Wilson makes Radnor’s last shot count

RADNOR — For most of the second half Tuesday night, Jack Wilson and the Radnor attack were confined to being spectators, watching from the midline as Penncrest fired shot after shot in the general vicinity of Alex Andersen’s cage.

So when Radnor’s chance arrived in overtime, Wilson thought it best to make quick work.

After withstanding another extended spell of Penncrest possession to start the extra session, Wilson took the ball on the restart after a Penncrest penalty and fired a shot that was deflected on the way over the shoulder of goalie Steve Nolan to seal a 7-6 Central League win for Radnor.

Radnor’s win, coupled with Garnet Valley’s 9-8 overtime win over Conestoga, draws Penncrest and Garnet Valley into a tie atop the league at 7-2. Radnor, Conestoga and Springfield are a game behind at 6-3.

The succinct ending authored by Wilson at 2:38 of the overtime period differed from the chaos that got the game to overtime. In a hectic sequence strung between timeouts, Nolan denied Wilson, then Colin Speer’s shot was gobbled up by Andersen, and Drew Ryan snuck out from behind the net and rang one off the post with 10 seconds left. On the restart, Nolan threw the ball the length of the field, and it dribbled through a huddle of bodies before finding Dan Bullitt all alone on the doorstep, but his behind-the-back attempt from an impossible angle hit the side of the net.

Wilson is the first to admit that the OT deflection “was just luck.’ But the effort that kept Radnor (10-5, 6-3) in the game, staving off incessant pressure from the Lions, was anything but.

The total for Penncrest (12-3, 7-2) was 50 shots fired toward Andersen’s cage. The goalie got in the way of 12, including a couple of spectacular saves during a four-minute possession by Penncrest to start the third quarter.

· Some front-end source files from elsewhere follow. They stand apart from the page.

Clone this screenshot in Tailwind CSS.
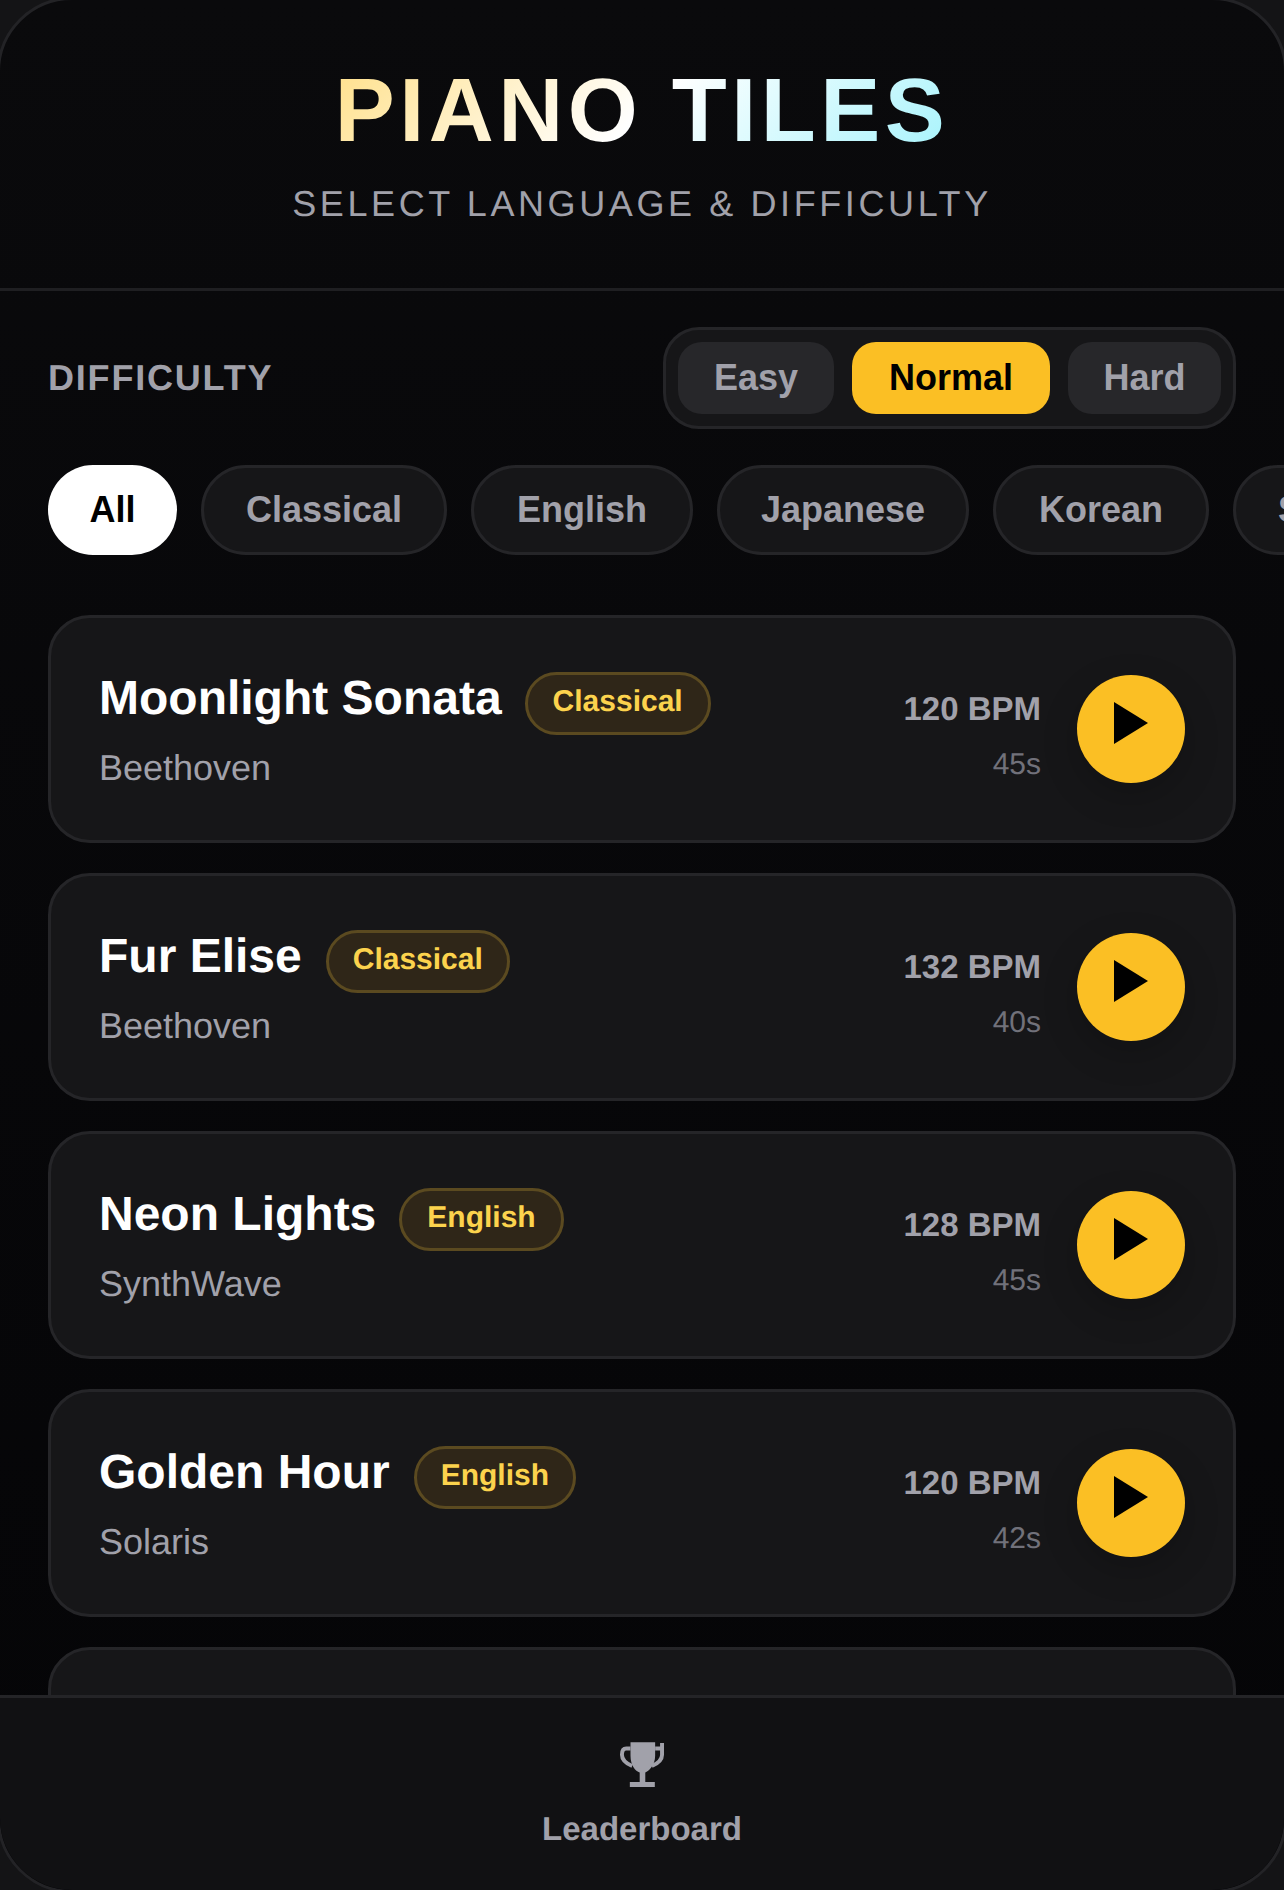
<!DOCTYPE html>
<html lang="en">
<head>
    <meta charset="UTF-8">
    <meta name="viewport" content="width=device-width, initial-scale=1.0">
    <title>Piano Tiles</title>
    <script src="https://cdn.jsdelivr.net/npm/@tailwindcss/browser@4"></script>
</head>
<body class="bg-[#141416] font-['Liberation_Sans',sans-serif] [text-rendering:geometricPrecision] h-[1890px] overflow-hidden">
    <!-- frame border sits just outside the window, only the corners show -->
    <div class="-m-[3px] w-[1290px] h-[1896px] flex flex-col overflow-hidden rounded-[75px] border-[3px] border-[#232326] bg-linear-to-b from-[#0a0a0c] to-[#050507]">

        <!-- Header -->
        <header class="h-[291px] shrink-0 border-b-[3px] border-[#1f1f22] flex flex-col items-center pt-[61px]">
            <h1 class="text-[90px] leading-[100px] font-bold tracking-[4.5px] bg-linear-[135deg,#ffe08a,#ffffff,#a5f3fc] bg-clip-text text-transparent">PIANO TILES</h1>
            <p class="mt-[18px] text-[36px] leading-[50px] tracking-[3.6px] text-[#a1a1aa]">SELECT LANGUAGE &amp; DIFFICULTY</p>
        </header>

        <!-- Difficulty -->
        <div class="px-[48px] pt-[36px] flex items-center justify-between shrink-0">
            <span class="text-[36px] font-bold tracking-[1.8px] text-[#a1a1aa]">DIFFICULTY</span>
            <div class="flex gap-[18px] p-[12px] bg-[#161618] border-[3px] border-[#252528] rounded-[36px]">
                <button class="h-[72px] w-[156px] rounded-[24px] bg-[#27272a] text-[#a1a1aa] text-[36px] font-bold">Easy</button>
                <button class="h-[72px] w-[198px] rounded-[24px] bg-[#fbbf24] text-black text-[36px] font-bold">Normal</button>
                <button class="h-[72px] w-[153px] rounded-[24px] bg-[#27272a] text-[#a1a1aa] text-[36px] font-bold">Hard</button>
            </div>
        </div>

        <!-- Language chips -->
        <div class="mt-[36px] pl-[48px] flex gap-[24px] overflow-hidden shrink-0">
            <button class="h-[90px] w-[129px] shrink-0 rounded-full bg-white text-black text-[36px] font-bold">All</button>
            <button class="h-[90px] w-[246px] shrink-0 rounded-full bg-[#161618] border-[3px] border-[#252528] text-[#a1a1aa] text-[36px] font-bold">Classical</button>
            <button class="h-[90px] w-[222px] shrink-0 rounded-full bg-[#161618] border-[3px] border-[#252528] text-[#a1a1aa] text-[36px] font-bold">English</button>
            <button class="h-[90px] w-[252px] shrink-0 rounded-full bg-[#161618] border-[3px] border-[#252528] text-[#a1a1aa] text-[36px] font-bold">Japanese</button>
            <button class="h-[90px] w-[216px] shrink-0 rounded-full bg-[#161618] border-[3px] border-[#252528] text-[#a1a1aa] text-[36px] font-bold">Korean</button>
            <button class="h-[90px] shrink-0 px-[42px] rounded-full bg-[#161618] border-[3px] border-[#252528] text-[#a1a1aa] text-[36px] font-bold">Spanish</button>
        </div>

        <!-- Song list -->
        <main class="mt-[60px] px-[48px] flex-1 min-h-0 overflow-hidden flex flex-col gap-[30px]">

            <div class="h-[228px] shrink-0 flex items-center rounded-[42px] bg-[#161618] border-[3px] border-[#252528] px-[48px]">
                <div class="self-start pt-[48px] flex-1">
                    <div class="flex items-start gap-[23px]">
                        <h2 class="text-[48px] leading-[65px] font-bold text-white">Moonlight Sonata</h2>
                        <span class="mt-[6px] h-[63px] flex items-center px-[25px] pb-[4px] rounded-full bg-[#2f2618] border-[3px] border-[#5b4a20] text-[#fcd34d] text-[30px] font-bold">Classical</span>
                    </div>
                    <p class="mt-[6px] text-[36px] leading-[54px] text-[#a1a1aa]">Beethoven</p>
                </div>
                <div class="self-start pt-[66px] text-right">
                    <p class="text-[33px] leading-[49px] font-bold text-[#a1a1aa]">120 BPM</p>
                    <p class="mt-[9px] text-[30px] leading-[45px] text-[#71717a]">45s</p>
                </div>
                <button class="ml-[36px] w-[108px] h-[108px] rounded-full bg-[#fbbf24] flex items-center justify-center shadow-[0_12px_36px_rgba(0,0,0,0.2)]">
                    <svg class="w-[34px] h-[42px] -mt-[12px]" viewBox="0 0 34 42"><path d="M0 0L34 21L0 42Z" fill="#000"/></svg>
                </button>
            </div>

            <div class="h-[228px] shrink-0 flex items-center rounded-[42px] bg-[#161618] border-[3px] border-[#252528] px-[48px]">
                <div class="self-start pt-[48px] flex-1">
                    <div class="flex items-start gap-[24px]">
                        <h2 class="text-[48px] leading-[65px] font-bold text-white">Fur Elise</h2>
                        <span class="mt-[6px] h-[63px] flex items-center px-[24px] pb-[4px] rounded-full bg-[#2f2618] border-[3px] border-[#5b4a20] text-[#fcd34d] text-[30px] font-bold">Classical</span>
                    </div>
                    <p class="mt-[6px] text-[36px] leading-[54px] text-[#a1a1aa]">Beethoven</p>
                </div>
                <div class="self-start pt-[66px] text-right">
                    <p class="text-[33px] leading-[49px] font-bold text-[#a1a1aa]">132 BPM</p>
                    <p class="mt-[9px] text-[30px] leading-[45px] text-[#71717a]">40s</p>
                </div>
                <button class="ml-[36px] w-[108px] h-[108px] rounded-full bg-[#fbbf24] flex items-center justify-center shadow-[0_12px_36px_rgba(0,0,0,0.2)]">
                    <svg class="w-[34px] h-[42px] -mt-[12px]" viewBox="0 0 34 42"><path d="M0 0L34 21L0 42Z" fill="#000"/></svg>
                </button>
            </div>

            <div class="h-[228px] shrink-0 flex items-center rounded-[42px] bg-[#161618] border-[3px] border-[#252528] px-[48px]">
                <div class="self-start pt-[48px] flex-1">
                    <div class="flex items-start gap-[23px]">
                        <h2 class="text-[48px] leading-[65px] font-bold text-white">Neon Lights</h2>
                        <span class="mt-[6px] h-[63px] flex items-center px-[25px] pb-[4px] rounded-full bg-[#2f2618] border-[3px] border-[#5b4a20] text-[#fcd34d] text-[30px] font-bold">English</span>
                    </div>
                    <p class="mt-[6px] text-[36px] leading-[54px] text-[#a1a1aa]">SynthWave</p>
                </div>
                <div class="self-start pt-[66px] text-right">
                    <p class="text-[33px] leading-[49px] font-bold text-[#a1a1aa]">128 BPM</p>
                    <p class="mt-[9px] text-[30px] leading-[45px] text-[#71717a]">45s</p>
                </div>
                <button class="ml-[36px] w-[108px] h-[108px] rounded-full bg-[#fbbf24] flex items-center justify-center shadow-[0_12px_36px_rgba(0,0,0,0.2)]">
                    <svg class="w-[34px] h-[42px] -mt-[12px]" viewBox="0 0 34 42"><path d="M0 0L34 21L0 42Z" fill="#000"/></svg>
                </button>
            </div>

            <div class="h-[228px] shrink-0 flex items-center rounded-[42px] bg-[#161618] border-[3px] border-[#252528] px-[48px]">
                <div class="self-start pt-[48px] flex-1">
                    <div class="flex items-start gap-[24px]">
                        <h2 class="text-[48px] leading-[65px] font-bold text-white">Golden Hour</h2>
                        <span class="mt-[6px] h-[63px] flex items-center px-[24px] pb-[4px] rounded-full bg-[#2f2618] border-[3px] border-[#5b4a20] text-[#fcd34d] text-[30px] font-bold">English</span>
                    </div>
                    <p class="mt-[6px] text-[36px] leading-[54px] text-[#a1a1aa]">Solaris</p>
                </div>
                <div class="self-start pt-[66px] text-right">
                    <p class="text-[33px] leading-[49px] font-bold text-[#a1a1aa]">120 BPM</p>
                    <p class="mt-[9px] text-[30px] leading-[45px] text-[#71717a]">42s</p>
                </div>
                <button class="ml-[36px] w-[108px] h-[108px] rounded-full bg-[#fbbf24] flex items-center justify-center shadow-[0_12px_36px_rgba(0,0,0,0.2)]">
                    <svg class="w-[34px] h-[42px] -mt-[12px]" viewBox="0 0 34 42"><path d="M0 0L34 21L0 42Z" fill="#000"/></svg>
                </button>
            </div>

            <!-- cut off by the footer -->
            <div class="h-[228px] shrink-0 rounded-[42px] bg-[#161618] border-[3px] border-[#252528]"></div>
        </main>

        <!-- Footer -->
        <footer class="h-[195px] shrink-0 border-t-[3px] border-[#242427] bg-[#111113] flex flex-col items-center pt-[43px]">
            <svg class="w-[46px] h-[47px]" viewBox="415 180 140 143" fill="#a1a1aa">
                <path d="M450 184H525V225C525 255 505 272 495 276V305H524V320H448V305H478V276C465 272 450 255 450 225Z"/>
                <path d="M450 203H437C426 203 424 212 424 222C424 240 440 250 455 256M525 203H545M546 186V222C546 240 530 250 515 256" fill="none" stroke="#a1a1aa" stroke-width="12"/>
            </svg>
            <span class="mt-[18px] text-[33px] leading-[45px] font-bold text-[#a1a1aa]">Leaderboard</span>
        </footer>
    </div>
</body>
</html>
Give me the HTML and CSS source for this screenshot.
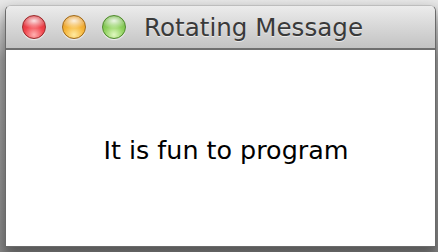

But the primary reason that so few Penncrest missives found the twine was the defensive effort by the Raiders. They funneled shots to less dangerous areas and ensured that, save for a couple of wraparounds that boosted Alex Bonnett’s goal total to four, Penncrest’s attackers couldn’t get clean looks near the cage.

Leading that effort was All-Delco Mike Farnish, but it was Hal Marshall in particular who did the job of muting Drew Hanna. The senior attackman, who entered the game with 30 assists and 62 points, was held off the scoresheet entirely for the first time this season, with the larger Marshall shadowing him and erasing passing lanes that the adept distributor usually exploits.

“We tried to keep him to his right hand as much as possible and just play within our system, and it worked out pretty well for us,’ Marshall said. “… You want to step back and read his body language a little bit more, stay in his hands when he’s looking to feed. And when he’s looking to go to the net, recognize that and turn him back.’

Besides the obvious physical challenge of extended periods of intense defending, the time spent in their zone helped Radnor talk and work through its sets. Over the first few minutes of the third, Andersen who bailed them out, leaping and kicking out to turn aside a shot from Colin Speer and later stoning Hanna point-blank in a barrage of nine shots in rapid-fire succession.

“It totally energized our D,’ Farnish said. “With like the four-minute possession, it helps us get through that.’

Down the stretch of the fourth quarter, as Penncrest strafed the Radnor defense with shot after shot, the unit held firm.

“I think being on D so much, it gets us able to see what they’re going to do on offense,’ Farnish said. “The four-minute possession, they kind of go through all their system kind of replaying each one. A four-minute possession is obviously tiring. We trust our system and we know we can play with anyone.’

The Lions’ execution, though, left much to be desired. Bonnett’s fourth goal came with 3:57 left in regulation to send the knot the score, and Ryan Kinnard added two goals from his usually pinpoint long-range shooting. But as a team, they missed the cage far too often.

“We’ve obviously all frustrated,’ Bonnett said. “We work on shooting every day. It’s one of our weakest points. We just can’t hit the net. We’ve got to get in our heads and we just have to play better.’

Radnor didn’t seem to have those issues. Ryan opened the scoring midway through a first quarter in which Penncrest monopolized the ball, and Radnor doubled it when Tommy Meyers (who was uncharacteristically bossed at the faceoff X by Zach Groses’ 12-for-17 day) deposited a goal man-up.

Bonnett absorbed plenty of punishment in front of the cage in tying things at 3, and Ryan’s second of the game pegged back a Kinnard tally to send the teams into halftime at 4-all.

But overtime and the decision belonged to Radnor and Wilson.

“It’s a huge win,’ Wilson said. “It’s a huge confidence booster, and it just puts us in a great spot moving forward.’